IHOP similarly faces a blue ocean in breakfast delivery, where competition is negligible, Joyce says. 

Expansion will also add topspin, he and other executives told investors Thursday. Joyce mentioned the opportunities IHOP enjoys in nontraditional locations, particularly colleges and universities, airports, train stations and highway rest stops. The 1,808-unit chain grew by a net of 34 units in 2018, according to Rebelez.

A smaller prototype developed for the family-focused chain will also facilitate expansion into urban and rural areas, according to Joyce, who noted that Applebee’s may also experiment with scaled-down formats. 

Applebee’s 32 franchisees have virtually stabilized their operations and should “normalize” closings at roughly 1% of the system per year, or approximately 20 units annually by 2020, according to the president of the brand, John Cywinski. Joyce said the operators should start opening new stores again by the end of 2019. The system stood at 1,846 restaurants at year end.

Meanwhile, Dine Brands is continuing its hunt for a third brand to buy. Joyce set a time frame of acquiring a new growth vehicle within the first 18 months of his tenure as CEO, which would put the informal deadline at about July 1.

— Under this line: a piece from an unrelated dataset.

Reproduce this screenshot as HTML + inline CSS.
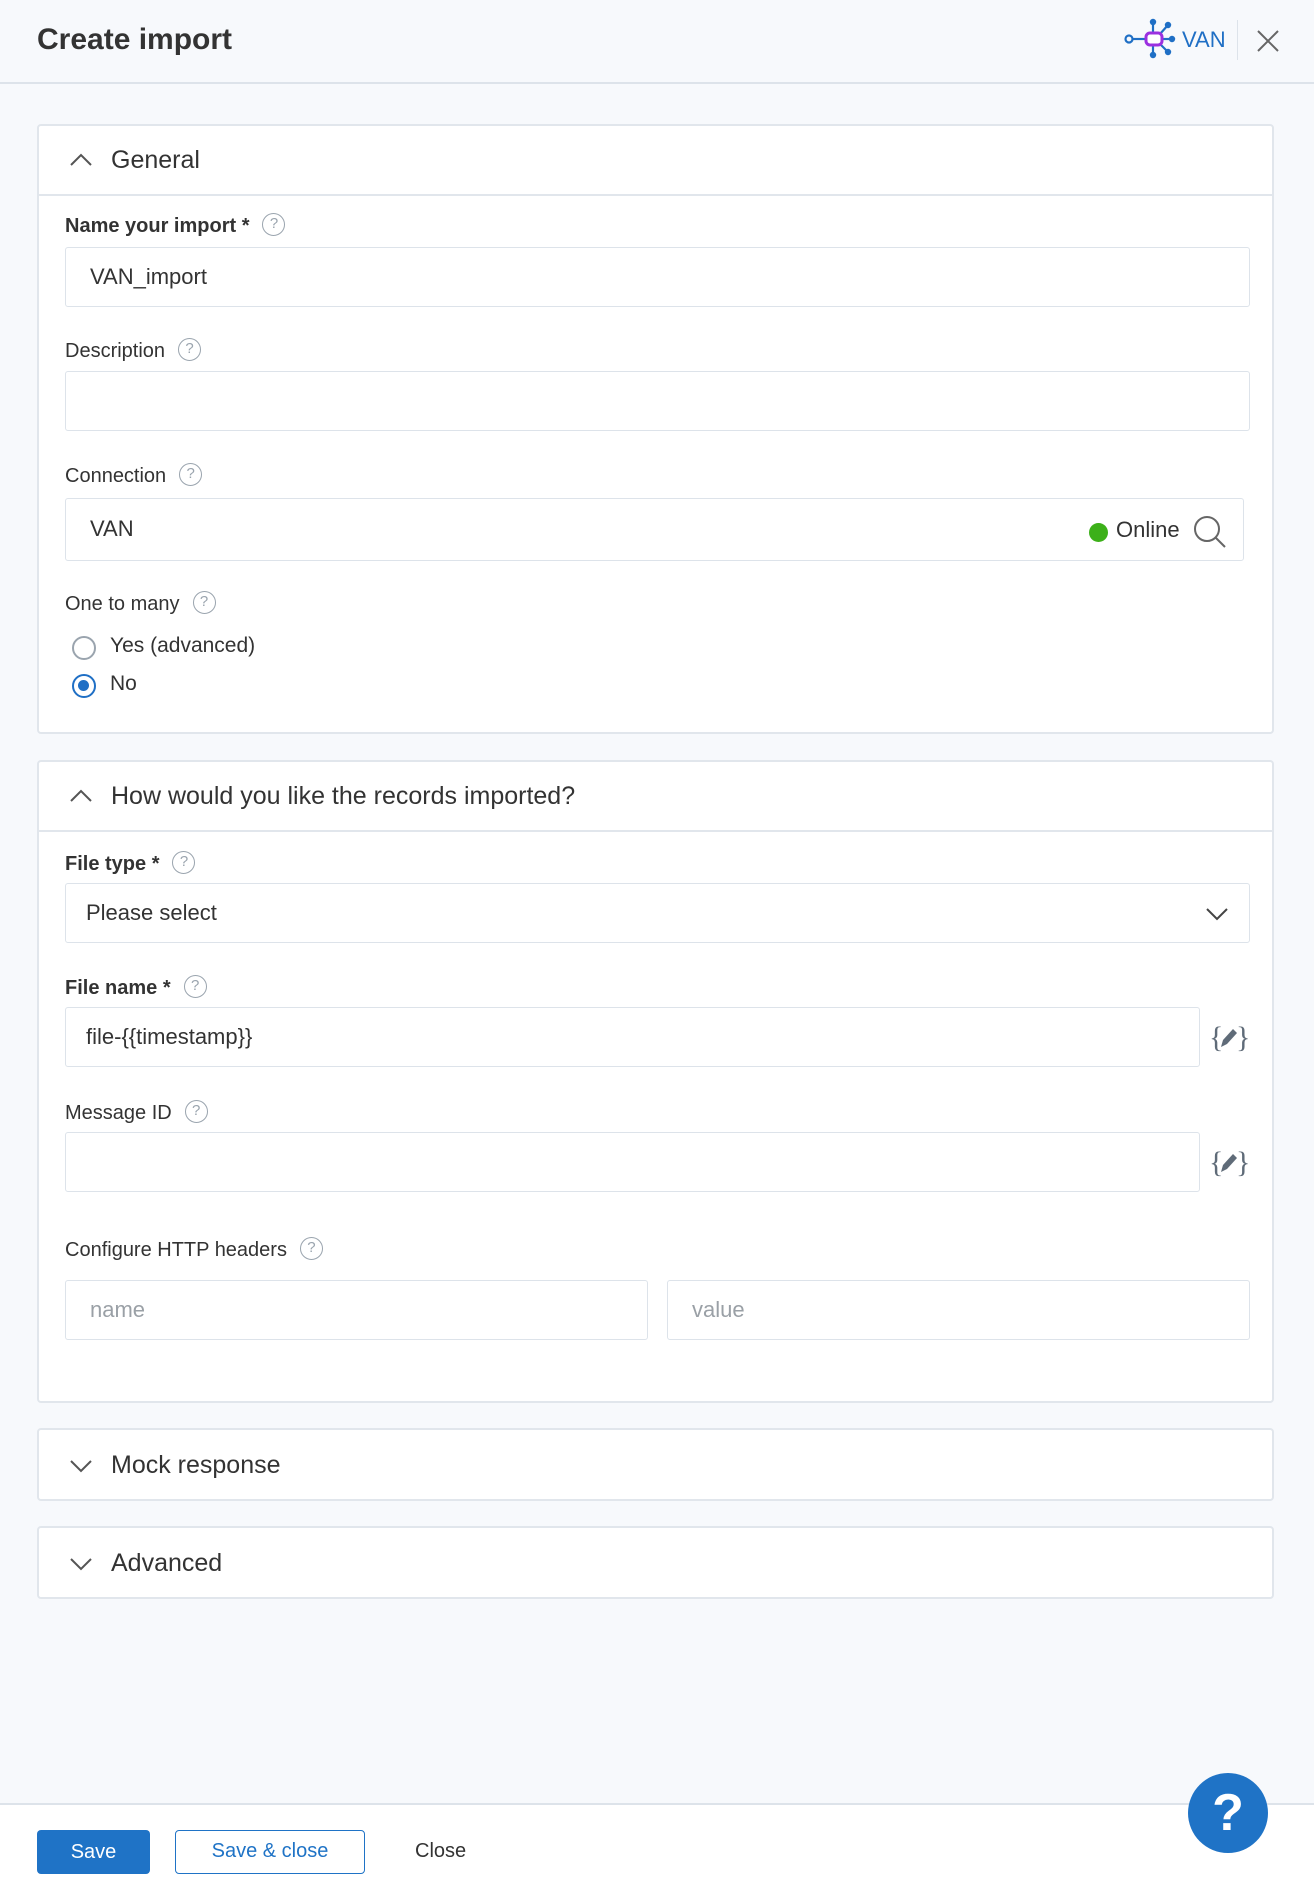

Joyce reminded financial analysts during a discussion of Dine Brands’ fourth quarter and full year 2018 results that the company is shopping for a regional brand with national potential—something in the neighborhood of 40 to 80 units and a valuation under $100 million. Joyce told RBthat his team has looked at a slew of possibilities, “But nothing’s been right yet.” He declined to comment on reports that Pei Wei Asian Diner, the Asian fast-casual chain, is one of the brands that has been considered.

Joyce noted that an acquisition would have to come with its own management team because Dine Brands doesn’t want to distract the leadership of its two current brands from rejuvenating their charges. Same-store sales for the fourth quarter rose 3.5% at Applebee’s and 3% at IHOP, yielding comp gains for 2018 of 5% and 1.5%, respectively. 

“This momentum continued into January,” said Joyce.

Cywinski characterized the year as Applebee’s best since 1993, when the brand was still in its fast-growth heyday. “We set a goal to become the most improved restaurant brand in America in 2018, and we absolutely delivered on that goal,” he said.

Joyce, Cywinski and IHOP President Darren Rebelez stressed during Dine Brands’ conference call with analysts that the strategic directions set for the chains in 2018 will continue to drive sales, traffic and profits in 2019 and beyond. 

“It wasn’t any one thing, it’s four or five major prongs,” Joyce said in an interview with RBafter the call. “We’re working on all of them.”

He ticked off such factors as giving each brand an effective leadership team, investing in consumer research and focusing intensely on operations. “Our restaurants have never been better run,” he said. 

He also mentioned a commitment by both brands to drawing diners’ attention through menu innovation and crafty use of social media. “We’re giving [customers] a reason to come into our restaurants every month,” Joyce commented. 

The company plans to invest in more technology this year, including devices IHOP patrons can use to order and pay for their meals. The customer-facing technology is incorporated in a new prototype the chain is testing. A new tool for predicting wait times more accurately is already in the adoption stage, Joyce said. 

Still, he indicated, the strategy pursued by Dine Brands in 2019 will not be fundamentally different from the plan that was implemented and executed last year. “We stayed the course and executed against a multipronged strategy focused on returning Dine Brands to a growth company,” he told financial analysts. “With the performance-driven, value-based culture firmly in place, I'm very confident in our go-forward plans.”

Overall, Dine Brands posted a net income for 2018 of $80.4 million, compared with a year-earlier loss of $342.8 million. Revenues for 2018 rose 6.7%, to $780.9 million.